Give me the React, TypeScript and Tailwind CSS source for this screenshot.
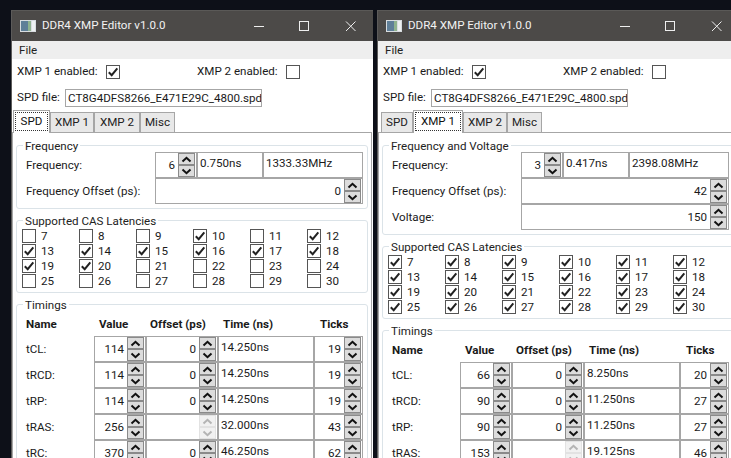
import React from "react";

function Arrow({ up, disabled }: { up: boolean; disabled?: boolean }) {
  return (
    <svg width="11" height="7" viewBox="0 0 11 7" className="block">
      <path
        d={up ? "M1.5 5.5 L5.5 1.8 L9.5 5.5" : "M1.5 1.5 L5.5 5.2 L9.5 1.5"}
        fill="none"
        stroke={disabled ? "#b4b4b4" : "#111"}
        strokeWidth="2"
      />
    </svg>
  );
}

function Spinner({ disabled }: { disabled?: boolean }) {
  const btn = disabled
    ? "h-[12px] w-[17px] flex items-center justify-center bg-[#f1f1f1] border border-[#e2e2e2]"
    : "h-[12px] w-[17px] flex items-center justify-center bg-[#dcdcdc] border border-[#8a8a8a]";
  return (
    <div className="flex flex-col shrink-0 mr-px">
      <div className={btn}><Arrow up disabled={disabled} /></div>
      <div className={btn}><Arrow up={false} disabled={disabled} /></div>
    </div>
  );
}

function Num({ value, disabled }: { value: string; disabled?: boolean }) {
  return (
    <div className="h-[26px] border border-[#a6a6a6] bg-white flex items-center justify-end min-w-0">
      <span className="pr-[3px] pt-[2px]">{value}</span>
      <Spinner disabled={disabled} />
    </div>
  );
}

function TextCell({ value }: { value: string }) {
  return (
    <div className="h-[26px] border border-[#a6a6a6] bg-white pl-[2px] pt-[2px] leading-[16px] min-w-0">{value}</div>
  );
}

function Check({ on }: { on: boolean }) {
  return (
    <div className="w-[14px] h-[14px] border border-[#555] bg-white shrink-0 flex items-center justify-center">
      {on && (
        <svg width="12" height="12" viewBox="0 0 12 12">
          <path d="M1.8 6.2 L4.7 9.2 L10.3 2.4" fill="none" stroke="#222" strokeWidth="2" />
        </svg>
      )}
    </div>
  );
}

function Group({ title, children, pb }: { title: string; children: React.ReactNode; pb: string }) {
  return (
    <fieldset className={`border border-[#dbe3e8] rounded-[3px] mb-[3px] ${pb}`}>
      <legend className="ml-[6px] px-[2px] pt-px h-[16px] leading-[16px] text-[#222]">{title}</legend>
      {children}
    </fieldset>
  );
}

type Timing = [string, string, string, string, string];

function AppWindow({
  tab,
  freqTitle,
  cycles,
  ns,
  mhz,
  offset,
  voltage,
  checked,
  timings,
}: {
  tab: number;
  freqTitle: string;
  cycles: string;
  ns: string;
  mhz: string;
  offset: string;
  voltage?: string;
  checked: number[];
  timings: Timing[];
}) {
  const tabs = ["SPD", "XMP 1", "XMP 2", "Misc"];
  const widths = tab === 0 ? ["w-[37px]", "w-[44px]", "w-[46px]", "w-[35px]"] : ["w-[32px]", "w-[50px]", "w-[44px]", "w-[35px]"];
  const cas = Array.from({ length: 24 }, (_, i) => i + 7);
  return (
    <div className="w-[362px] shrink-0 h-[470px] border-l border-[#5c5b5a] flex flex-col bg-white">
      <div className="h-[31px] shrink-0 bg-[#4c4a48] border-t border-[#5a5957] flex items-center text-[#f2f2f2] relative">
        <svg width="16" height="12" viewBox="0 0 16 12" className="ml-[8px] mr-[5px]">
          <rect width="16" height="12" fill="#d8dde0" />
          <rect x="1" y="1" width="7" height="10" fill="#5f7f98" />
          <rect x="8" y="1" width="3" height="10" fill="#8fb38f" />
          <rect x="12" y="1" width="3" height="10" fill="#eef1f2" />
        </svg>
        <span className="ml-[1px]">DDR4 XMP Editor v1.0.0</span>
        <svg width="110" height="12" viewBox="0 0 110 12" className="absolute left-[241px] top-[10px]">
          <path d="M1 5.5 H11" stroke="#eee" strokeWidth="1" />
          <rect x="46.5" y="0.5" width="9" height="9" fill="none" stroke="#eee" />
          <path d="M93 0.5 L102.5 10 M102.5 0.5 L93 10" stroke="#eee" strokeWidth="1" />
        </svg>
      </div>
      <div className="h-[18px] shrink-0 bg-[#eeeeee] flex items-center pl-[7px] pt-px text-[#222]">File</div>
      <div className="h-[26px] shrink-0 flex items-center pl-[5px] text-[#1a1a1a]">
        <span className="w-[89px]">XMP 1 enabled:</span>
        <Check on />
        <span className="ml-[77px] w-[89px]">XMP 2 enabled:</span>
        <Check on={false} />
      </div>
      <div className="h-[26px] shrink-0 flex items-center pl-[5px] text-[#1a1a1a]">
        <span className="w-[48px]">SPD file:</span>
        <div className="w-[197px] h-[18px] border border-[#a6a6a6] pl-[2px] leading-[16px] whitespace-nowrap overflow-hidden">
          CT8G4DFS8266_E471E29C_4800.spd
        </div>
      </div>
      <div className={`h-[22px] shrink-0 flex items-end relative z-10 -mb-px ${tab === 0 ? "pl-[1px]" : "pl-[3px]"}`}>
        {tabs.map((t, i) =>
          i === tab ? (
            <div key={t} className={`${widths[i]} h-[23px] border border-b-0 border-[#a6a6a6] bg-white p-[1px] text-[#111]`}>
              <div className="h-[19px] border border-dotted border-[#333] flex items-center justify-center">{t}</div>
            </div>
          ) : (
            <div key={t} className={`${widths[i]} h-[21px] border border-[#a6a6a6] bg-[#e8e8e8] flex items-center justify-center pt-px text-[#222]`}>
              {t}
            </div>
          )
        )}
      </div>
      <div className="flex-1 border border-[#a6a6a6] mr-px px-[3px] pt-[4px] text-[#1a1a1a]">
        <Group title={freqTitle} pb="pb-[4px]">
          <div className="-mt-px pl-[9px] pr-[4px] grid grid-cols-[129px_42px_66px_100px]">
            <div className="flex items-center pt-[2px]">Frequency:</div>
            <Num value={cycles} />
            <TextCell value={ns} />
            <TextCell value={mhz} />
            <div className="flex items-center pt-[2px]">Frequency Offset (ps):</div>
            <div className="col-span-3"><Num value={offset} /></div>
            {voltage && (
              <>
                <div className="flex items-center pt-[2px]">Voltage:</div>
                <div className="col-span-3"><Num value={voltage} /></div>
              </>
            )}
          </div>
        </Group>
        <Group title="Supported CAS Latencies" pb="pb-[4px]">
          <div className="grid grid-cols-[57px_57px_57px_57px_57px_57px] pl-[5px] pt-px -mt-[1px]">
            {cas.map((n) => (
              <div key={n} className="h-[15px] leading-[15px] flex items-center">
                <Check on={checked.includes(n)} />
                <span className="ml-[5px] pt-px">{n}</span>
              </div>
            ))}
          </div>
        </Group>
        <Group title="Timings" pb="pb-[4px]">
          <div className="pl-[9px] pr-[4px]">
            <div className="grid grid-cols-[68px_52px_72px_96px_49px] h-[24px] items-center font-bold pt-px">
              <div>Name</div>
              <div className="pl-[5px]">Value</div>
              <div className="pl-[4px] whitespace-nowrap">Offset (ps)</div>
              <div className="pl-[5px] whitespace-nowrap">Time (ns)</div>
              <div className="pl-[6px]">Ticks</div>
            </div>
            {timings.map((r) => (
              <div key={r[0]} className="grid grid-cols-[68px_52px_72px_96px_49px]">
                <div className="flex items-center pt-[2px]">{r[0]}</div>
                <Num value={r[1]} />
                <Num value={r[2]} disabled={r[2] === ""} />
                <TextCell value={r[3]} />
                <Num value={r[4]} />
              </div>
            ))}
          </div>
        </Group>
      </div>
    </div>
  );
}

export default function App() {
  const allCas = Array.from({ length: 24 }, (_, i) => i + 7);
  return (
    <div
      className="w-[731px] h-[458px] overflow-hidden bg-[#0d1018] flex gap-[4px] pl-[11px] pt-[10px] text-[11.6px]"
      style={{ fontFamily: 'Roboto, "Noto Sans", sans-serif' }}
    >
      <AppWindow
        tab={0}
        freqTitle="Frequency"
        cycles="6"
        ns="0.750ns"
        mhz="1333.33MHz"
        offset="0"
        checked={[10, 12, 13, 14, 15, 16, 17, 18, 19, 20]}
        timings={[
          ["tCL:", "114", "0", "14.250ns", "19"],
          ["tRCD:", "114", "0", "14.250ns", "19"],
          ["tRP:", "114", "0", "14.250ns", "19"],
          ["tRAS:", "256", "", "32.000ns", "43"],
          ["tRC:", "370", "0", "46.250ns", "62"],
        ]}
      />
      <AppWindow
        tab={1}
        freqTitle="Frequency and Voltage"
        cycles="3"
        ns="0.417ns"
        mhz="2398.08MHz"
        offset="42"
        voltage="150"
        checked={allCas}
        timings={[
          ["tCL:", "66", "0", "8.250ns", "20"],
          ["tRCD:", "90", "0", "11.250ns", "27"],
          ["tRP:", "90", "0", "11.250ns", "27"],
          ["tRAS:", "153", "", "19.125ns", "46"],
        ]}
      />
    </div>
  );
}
****************
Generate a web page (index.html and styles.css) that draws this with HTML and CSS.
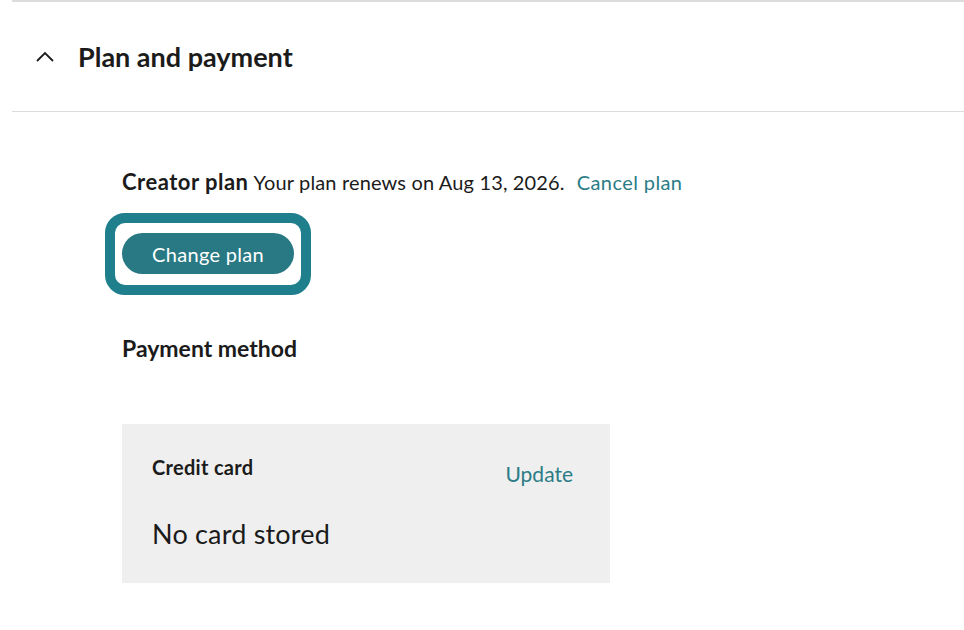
****************
What is asked ->
Lines of the material that contain the word "this" are to be gathered.

Final answer ->
Give me the React, TypeScript and Tailwind CSS source for this screenshot.
Generate a web page (index.html and styles.css) that draws this with HTML and CSS.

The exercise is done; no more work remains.